-- Dataset content start --

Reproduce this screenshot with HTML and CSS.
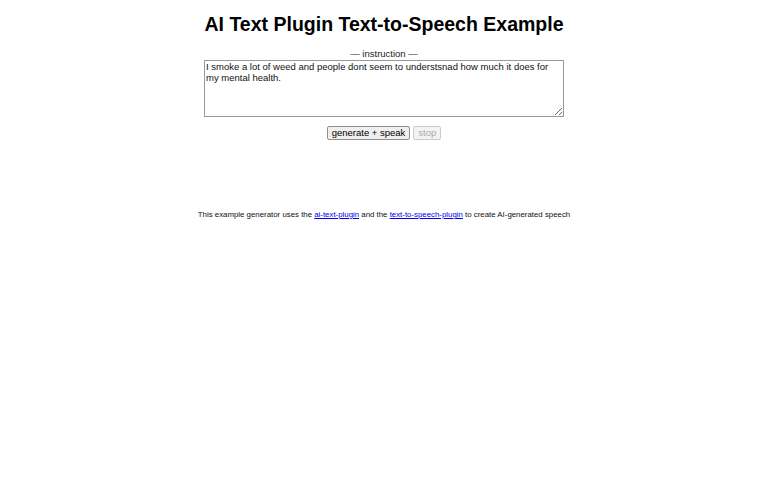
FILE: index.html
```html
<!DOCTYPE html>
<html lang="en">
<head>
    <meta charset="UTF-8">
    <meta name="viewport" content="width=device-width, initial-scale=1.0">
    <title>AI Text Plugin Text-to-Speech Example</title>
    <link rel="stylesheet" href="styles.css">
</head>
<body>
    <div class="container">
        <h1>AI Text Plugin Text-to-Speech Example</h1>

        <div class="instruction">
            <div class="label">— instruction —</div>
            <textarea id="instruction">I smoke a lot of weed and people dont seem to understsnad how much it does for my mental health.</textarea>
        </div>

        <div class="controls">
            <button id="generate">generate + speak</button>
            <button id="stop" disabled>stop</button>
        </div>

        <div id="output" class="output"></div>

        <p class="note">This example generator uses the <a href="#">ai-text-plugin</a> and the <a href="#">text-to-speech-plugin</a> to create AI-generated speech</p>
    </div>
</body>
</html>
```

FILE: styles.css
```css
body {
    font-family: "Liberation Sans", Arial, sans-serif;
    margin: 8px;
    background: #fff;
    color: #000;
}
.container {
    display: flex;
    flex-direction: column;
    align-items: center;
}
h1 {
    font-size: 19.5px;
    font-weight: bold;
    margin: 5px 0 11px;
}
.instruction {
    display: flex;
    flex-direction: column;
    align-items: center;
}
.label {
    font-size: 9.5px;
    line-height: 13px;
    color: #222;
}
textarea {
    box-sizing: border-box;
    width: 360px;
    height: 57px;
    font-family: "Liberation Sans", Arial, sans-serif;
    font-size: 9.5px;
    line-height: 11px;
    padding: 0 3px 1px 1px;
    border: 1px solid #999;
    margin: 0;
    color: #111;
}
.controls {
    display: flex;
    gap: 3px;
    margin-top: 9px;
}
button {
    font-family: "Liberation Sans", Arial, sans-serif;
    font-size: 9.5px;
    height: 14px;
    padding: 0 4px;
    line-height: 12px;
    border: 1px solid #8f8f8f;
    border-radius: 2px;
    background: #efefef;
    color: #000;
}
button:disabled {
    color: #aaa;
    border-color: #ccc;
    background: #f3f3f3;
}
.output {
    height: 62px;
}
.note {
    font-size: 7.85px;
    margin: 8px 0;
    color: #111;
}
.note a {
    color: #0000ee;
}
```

-- Dataset content end --

Your objective | Write out the listing word for word, omitting the pictures it holds.

Task output |
Reproduce this screenshot with HTML and CSS.
FILE: index.html
```html
<!DOCTYPE html>
<html lang="en">
<head>
    <meta charset="UTF-8">
    <meta name="viewport" content="width=device-width, initial-scale=1.0">
    <title>AI Text Plugin Text-to-Speech Example</title>
    <link rel="stylesheet" href="styles.css">
</head>
<body>
    <div class="container">
        <h1>AI Text Plugin Text-to-Speech Example</h1>

        <div class="instruction">
            <div class="label">— instruction —</div>
            <textarea id="instruction">I smoke a lot of weed and people dont seem to understsnad how much it does for my mental health.</textarea>
        </div>

        <div class="controls">
            <button id="generate">generate + speak</button>
            <button id="stop" disabled>stop</button>
        </div>

        <div id="output" class="output"></div>

        <p class="note">This example generator uses the <a href="#">ai-text-plugin</a> and the <a href="#">text-to-speech-plugin</a> to create AI-generated speech</p>
    </div>
</body>
</html>
```

FILE: styles.css
```css
body {
    font-family: "Liberation Sans", Arial, sans-serif;
    margin: 8px;
    background: #fff;
    color: #000;
}
.container {
    display: flex;
    flex-direction: column;
    align-items: center;
}
h1 {
    font-size: 19.5px;
    font-weight: bold;
    margin: 5px 0 11px;
}
.instruction {
    display: flex;
    flex-direction: column;
    align-items: center;
}
.label {
    font-size: 9.5px;
    line-height: 13px;
    color: #222;
}
textarea {
    box-sizing: border-box;
    width: 360px;
    height: 57px;
    font-family: "Liberation Sans", Arial, sans-serif;
    font-size: 9.5px;
    line-height: 11px;
    padding: 0 3px 1px 1px;
    border: 1px solid #999;
    margin: 0;
    color: #111;
}
.controls {
    display: flex;
    gap: 3px;
    margin-top: 9px;
}
button {
    font-family: "Liberation Sans", Arial, sans-serif;
    font-size: 9.5px;
    height: 14px;
    padding: 0 4px;
    line-height: 12px;
    border: 1px solid #8f8f8f;
    border-radius: 2px;
    background: #efefef;
    color: #000;
}
button:disabled {
    color: #aaa;
    border-color: #ccc;
    background: #f3f3f3;
}
.output {
    height: 62px;
}
.note {
    font-size: 7.85px;
    margin: 8px 0;
    color: #111;
}
.note a {
    color: #0000ee;
}
```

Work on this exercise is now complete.